%%
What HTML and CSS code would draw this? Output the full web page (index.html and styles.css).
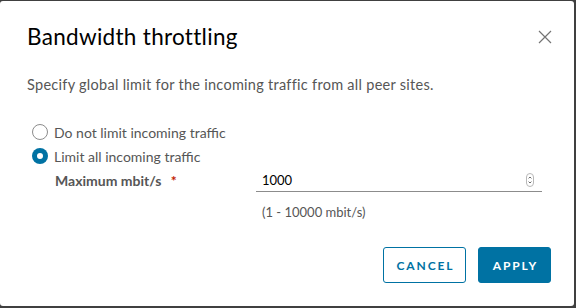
FILE: index.html
```html
<!DOCTYPE html>
<html lang="en">
<head>
<meta charset="utf-8">
<title>Bandwidth throttling</title>
<link rel="stylesheet" href="styles.css">
</head>
<body>
<div class="modal" role="dialog" aria-labelledby="modal-title">
  <div class="modal-header">
    <h3 class="modal-title" id="modal-title">Bandwidth throttling</h3>
    <button class="close" aria-label="Close">
      <svg width="14" height="14" viewBox="0 0 14 14" aria-hidden="true">
        <path d="M1 1 L13 13 M13 1 L1 13" stroke="#747474" stroke-width="1.2" fill="none"/>
      </svg>
    </button>
  </div>
  <div class="modal-body">
    <p class="desc">Specify global limit for the incoming traffic from all peer sites.</p>
    <label class="radio-row">
      <span class="radio"></span>
      <span class="radio-label">Do not limit incoming traffic</span>
    </label>
    <label class="radio-row">
      <span class="radio checked"></span>
      <span class="radio-label">Limit all incoming traffic</span>
    </label>
    <div class="field-row">
      <span class="field-label">Maximum mbit/s <span class="req">*</span></span>
      <div class="input-wrap">
        <span class="input-value">1000</span>
        <svg class="spinner" width="8" height="14" viewBox="0 0 8 14" aria-hidden="true">
          <rect x="0.5" y="0.5" width="7" height="13" rx="3.5" fill="#fff" stroke="#b8b8b8"/>
          <path d="M2.6 5.4 L4 4 L5.4 5.4 M2.6 8.6 L4 10 L5.4 8.6" stroke="#5a5a5a" stroke-width="0.9" fill="none"/>
        </svg>
      </div>
    </div>
    <div class="helper">(1 - 10000 mbit/s)</div>
  </div>
  <div class="modal-footer">
    <button class="btn btn-outline">CANCEL</button>
    <button class="btn btn-primary">APPLY</button>
  </div>
</div>
</body>
</html>
```

FILE: styles.css
```css
html, body {
  margin: 0;
  padding: 0;
}
body {
  background: #404040;
  width: 576px;
  height: 308px;
  padding-top: 1px;
  box-sizing: border-box;
  font-family: Lato, "Open Sans", Arial, sans-serif;
  overflow: hidden;
}
.modal {
  width: 574px;
  height: 305px;
  background: #fff;
  border-radius: 3px;
  box-sizing: border-box;
  padding: 20px 23px 0 27px;
  display: flex;
  flex-direction: column;
}
.modal-header {
  display: flex;
  align-items: center;
  justify-content: space-between;
  height: 32px;
}
.modal-title {
  margin: 0;
  font-size: 22.5px;
  letter-spacing: 0.3px;
  line-height: 32px;
  font-weight: 400;
  color: #000;
}
.close {
  border: 0;
  background: none;
  padding: 0;
  width: 14px;
  height: 14px;
  margin-right: -1px;
  display: flex;
}
.modal-body {
  display: flex;
  flex-direction: column;
}
.desc {
  margin: 22px 0 0;
  font-size: 14.5px;
  letter-spacing: 0.28px;
  line-height: 20px;
  color: #565656;
}
.radio-row {
  display: flex;
  align-items: center;
  height: 24px;
  margin-left: 5px;
  font-size: 14px;
  color: #565656;
}
.radio-row:first-of-type {
  margin-top: 25px;
}
.radio {
  width: 16px;
  height: 16px;
  border-radius: 50%;
  box-sizing: border-box;
  border: 1px solid #8c8c8c;
  background: #fff;
  margin-right: 6px;
  flex: none;
}
.radio.checked {
  border: 0;
  box-shadow: inset 0 0 0 5px #0072a3;
}
.field-row {
  display: flex;
  align-items: center;
  height: 24px;
  padding-left: 28px;
}
.field-label {
  width: 201px;
  font-size: 14px;
  font-weight: 700;
  color: #565656;
}
.req {
  color: #c21d00;
  margin-left: 6px;
}
.input-wrap {
  width: 286px;
  height: 24px;
  box-sizing: border-box;
  border-bottom: 1px solid #8c8c8c;
  display: flex;
  align-items: center;
  justify-content: space-between;
  padding: 0 8px 0 6px;
}
.input-value {
  font-size: 13px;
  color: #000;
}
.spinner {
  display: block;
}
.helper {
  margin: 12px 0 0 235px;
  font-size: 13px;
  line-height: 16px;
  color: #565656;
}
.modal-footer {
  display: flex;
  justify-content: flex-end;
  gap: 12px;
  margin-top: 27px;
}
.btn {
  height: 36px;
  box-sizing: border-box;
  border-radius: 3px;
  font-family: inherit;
  font-size: 12px;
  font-weight: 700;
  letter-spacing: 1.9px;
  padding: 0 0 0 2px;
  border: 1px solid #0072a3;
}
.btn-outline {
  width: 83px;
  background: #fff;
  color: #0072a3;
}
.btn-primary {
  width: 73px;
  background: #0072a3;
  color: #fff;
}
```
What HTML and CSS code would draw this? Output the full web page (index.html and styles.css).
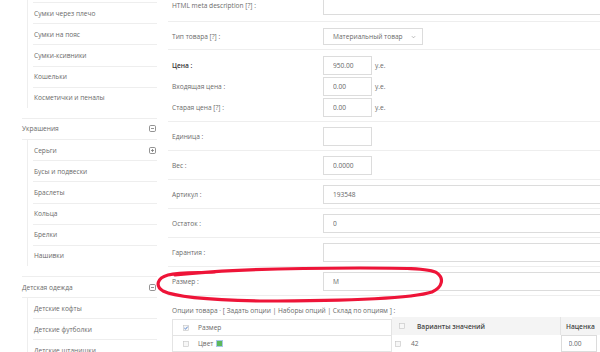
FILE: index.html
```html
<!DOCTYPE html>
<html lang="ru">
<head>
    <meta charset="UTF-8">
    <meta name="viewport" content="width=device-width, initial-scale=1.0">
    <title>Редактирование товара</title>
    <link rel="stylesheet" href="styles.css">
</head>
<body>
    <div class="page">
        <aside class="sidebar">
            <ul class="sub first">
                <li>Сумки через плечо</li>
                <li>Сумки на пояс</li>
                <li>Сумки-ксивники</li>
                <li>Кошельки</li>
                <li>Косметички и пеналы</li>
            </ul>

            <div class="group">
                <div class="group-head">
                    <span>Украшения</span>
                    <svg class="tree-icon" viewBox="0 0 7 7"><rect x="0.5" y="0.5" width="6" height="6" rx="1.2"/><path d="M2 3.5h3"/></svg>
                </div>
                <ul class="sub">
                    <li>
                        <span>Серьги</span>
                        <svg class="tree-icon" viewBox="0 0 7 7"><rect x="0.5" y="0.5" width="6" height="6" rx="1.2"/><path d="M2 3.5h3M3.5 2v3"/></svg>
                    </li>
                    <li>Бусы и подвески</li>
                    <li>Браслеты</li>
                    <li>Кольца</li>
                    <li>Брелки</li>
                    <li>Нашивки</li>
                </ul>
            </div>

            <div class="group">
                <div class="group-head">
                    <span>Детская одежда</span>
                    <svg class="tree-icon" viewBox="0 0 7 7"><rect x="0.5" y="0.5" width="6" height="6" rx="1.2"/><path d="M2 3.5h3"/></svg>
                </div>
                <ul class="sub">
                    <li>Детские кофты</li>
                    <li>Детские футболки</li>
                    <li>Детские штанишки</li>
                </ul>
            </div>
        </aside>

        <main class="form">
            <div class="row meta">
                <label>HTML meta description [?] :</label>
                <input class="field wide" type="text" value="">
            </div>

            <div class="row type">
                <label>Тип товара [?] :</label>
                <div class="select">
                    <span>Материальный товар</span>
                    <svg class="chevron" viewBox="0 0 6 4"><path d="M1 1l2 2 2-2"/></svg>
                </div>
            </div>

            <div class="row price">
                <div class="line">
                    <label class="strong">Цена :</label>
                    <input class="field short" type="text" value="950.00">
                    <span class="unit">у.е.</span>
                </div>
                <div class="line">
                    <label>Входящая цена :</label>
                    <input class="field short" type="text" value="0.00">
                    <span class="unit">у.е.</span>
                </div>
                <div class="line">
                    <label>Старая цена [?] :</label>
                    <input class="field short" type="text" value="0.00">
                    <span class="unit">у.е.</span>
                </div>
            </div>

            <div class="row">
                <label>Единица :</label>
                <input class="field short" type="text" value="">
            </div>

            <div class="row">
                <label>Вес :</label>
                <input class="field short" type="text" value="0.0000">
            </div>

            <div class="row">
                <label>Артикул :</label>
                <input class="field wide" type="text" value="193548">
            </div>

            <div class="row">
                <label>Остаток :</label>
                <input class="field wide" type="text" value="0">
            </div>

            <div class="row">
                <label>Гарантия :</label>
                <input class="field wide" type="text" value="">
            </div>

            <div class="row">
                <label>Размер :</label>
                <input class="field wide" type="text" value="M">
            </div>

            <div class="options-title">
                Опции товара · [ Задать опции | Наборы опций | Склад по опциям ] :
            </div>

            <div class="options">
                <table class="opt-list">
                    <tr>
                        <td class="cb-cell">
                            <svg class="cb" viewBox="0 0 7 7"><rect x="0.5" y="0.5" width="6" height="6"/><path class="tick" d="M1.6 3.6l1.3 1.3 2.6-3"/></svg>
                        </td>
                        <td>Размер</td>
                    </tr>
                    <tr>
                        <td class="cb-cell">
                            <svg class="cb" viewBox="0 0 7 7"><rect x="0.5" y="0.5" width="6" height="6"/></svg>
                        </td>
                        <td>Цвет <span class="swatch"></span></td>
                    </tr>
                </table>

                <table class="variants">
                    <tr class="head">
                        <th class="cb-cell">
                            <svg class="cb" viewBox="0 0 7 7"><rect x="0.5" y="0.5" width="6" height="6"/></svg>
                        </th>
                        <th class="name">Варианты значений</th>
                        <th class="markup">Наценка</th>
                    </tr>
                    <tr>
                        <td class="cb-cell row-cb">
                            <svg class="cb" viewBox="0 0 7 7"><rect x="0.5" y="0.5" width="6" height="6"/></svg>
                        </td>
                        <td class="value">42</td>
                        <td class="markup-cell"><input class="field markup-field" type="text" value="0.00"></td>
                    </tr>
                </table>
            </div>
        </main>

        <svg class="marker" viewBox="0 0 600 352">
            <path d="M175 275 C220 270 300 268 360 268 C400 268 430 268 437 273 C444 278 443 287 432 292 C410 299 330 301 260 301 C210 300 175 297 163 291 C155 286 157 278 168 275 C180 272 200 273 215 272"/>
        </svg>
    </div>
</body>
</html>
```

FILE: styles.css
```css
html,
body {
    margin: 0;
    padding: 0;
}

body {
    font-family: "Open Sans", sans-serif;
    font-size: 6.6px;
    color: #6a6a6a;
    background-color: #ffffff;
    overflow: hidden;
}

.page {
    position: relative;
    display: flex;
    width: 600px;
    height: 352px;
    overflow: hidden;
}

/* ---- sidebar tree ---- */

.sidebar {
    flex: none;
    width: 135px;
    padding: 0 3px 0 22px;
}

.sub {
    list-style: none;
    margin: 0 0 0 5px;
    padding: 0 0 0 5px;
    border-left: 1px solid #eeeeee;
}

.sub.first {
    padding-top: 2px;
}

.sub.first li:first-child {
    border-top: 1px solid #eeeeee;
}

.sub li {
    display: flex;
    align-items: center;
    justify-content: space-between;
    height: 20.2px;
    padding-left: 1px;
    border-bottom: 1px solid #eeeeee;
    white-space: nowrap;
}

.sub li:last-child {
    border-bottom: none;
}

.group {
    margin-top: 10px;
}

.group-head {
    display: flex;
    align-items: center;
    justify-content: space-between;
    height: 20px;
    border-top: 1px solid #eeeeee;
    border-bottom: 1px solid #eeeeee;
}

.tree-icon {
    width: 7px;
    height: 7px;
    margin-right: 1px;
    fill: none;
    stroke: #777777;
    stroke-width: 0.8;
}

/* ---- form ---- */

.form {
    flex: 1;
    min-width: 0;
    padding-left: 8px;
}

.row {
    display: flex;
    align-items: center;
    padding: 5px 0 4px 4px;
    border-bottom: 1px solid #eeeeee;
}

.row.meta {
    margin-top: -9px;
    padding-bottom: 6px;
}

.row.type {
    padding-top: 6px;
}

.row.price {
    flex-direction: column;
    align-items: stretch;
    gap: 2px;
    padding-top: 6px;
}

.line {
    display: flex;
    align-items: center;
}

label {
    flex: none;
    width: 151px;
    white-space: nowrap;
}

label.strong {
    color: #333333;
    font-weight: 600;
}

.field {
    box-sizing: border-box;
    height: 19px;
    padding: 0 9px;
    border: 1px solid #dcdcdc;
    border-radius: 0;
    background-color: #ffffff;
    font-family: inherit;
    font-size: inherit;
    color: #666666;
    outline: none;
}

.field.short {
    width: 49px;
}

.field.wide {
    flex: none;
    width: 320px;
}

.unit {
    margin-left: 3px;
}

.select {
    box-sizing: border-box;
    display: flex;
    align-items: center;
    justify-content: space-between;
    width: 100px;
    height: 17px;
    padding: 0 6px 0 9px;
    border: 1px solid #dcdcdc;
    white-space: nowrap;
}

.chevron {
    width: 5px;
    height: 4px;
    fill: none;
    stroke: #999999;
    stroke-width: 0.8;
}

/* ---- options ---- */

.options-title {
    padding: 8px 0 1px 4px;
    line-height: 14px;
    white-space: nowrap;
}

.options {
    display: flex;
    align-items: flex-start;
    margin-left: 4px;
}

table {
    border-collapse: collapse;
}

.opt-list {
    flex: none;
    width: 220px;
    border: 1px solid #e4e4e4;
}

.opt-list td {
    height: 15px;
    padding: 0;
    border-bottom: 1px solid #e4e4e4;
    vertical-align: middle;
}

.opt-list .cb-cell {
    width: 25px;
    text-align: center;
}

.cb {
    display: block;
    width: 6px;
    height: 6px;
    margin: 0 auto;
    fill: #f7f7f7;
    stroke: #c4c4c4;
    stroke-width: 0.7;
}

.cb .tick {
    fill: none;
    stroke: #3a6fc4;
    stroke-width: 1;
}

.swatch {
    display: inline-block;
    width: 5px;
    height: 5px;
    margin-left: 1px;
    vertical-align: -0.5px;
    border: 1px solid #a8c8e8;
    background-color: #5cb85c;
}

.variants {
    flex: none;
    width: 230px;
    margin-top: -2px;
}

.variants th {
    height: 18px;
    padding: 0;
    background-color: #f4f4f4;
    color: #444444;
    font-weight: 600;
    text-align: left;
    vertical-align: middle;
    white-space: nowrap;
}

.variants .cb-cell {
    width: 25px;
}

.variants th.cb-cell .cb {
    margin-left: 7px;
}

.variants .name {
    width: 143px;
}

.variants .markup {
    padding-left: 5px;
    border-left: 1px solid #e4e4e4;
}

.variants td {
    height: 17px;
    padding: 0;
    vertical-align: middle;
}

.variants .row-cb .cb {
    margin-left: 3px;
}

.variants .value {
    text-indent: -6px;
}

.markup-cell {
    padding-left: 1px;
}

.markup-field {
    width: 36px;
    height: 17px;
    padding: 0 7px;
}

/* ---- hand drawn marker over the size row ---- */

.marker {
    position: absolute;
    top: 0;
    left: 0;
    width: 600px;
    height: 352px;
    pointer-events: none;
    fill: none;
    stroke: #ee1438;
    stroke-width: 3.2;
    stroke-linecap: round;
    stroke-linejoin: round;
}
```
%%
**DESCRIPTION OF THE TASK:** All lines in the data that contain the word "page" should be copied.

**ANSWER IN FULL:**
What HTML and CSS code would draw this? Output the full web page (index.html and styles.css).
What HTML and CSS code would draw this? Output the full web page (index.html and styles.css).
    <div class="page">
.page {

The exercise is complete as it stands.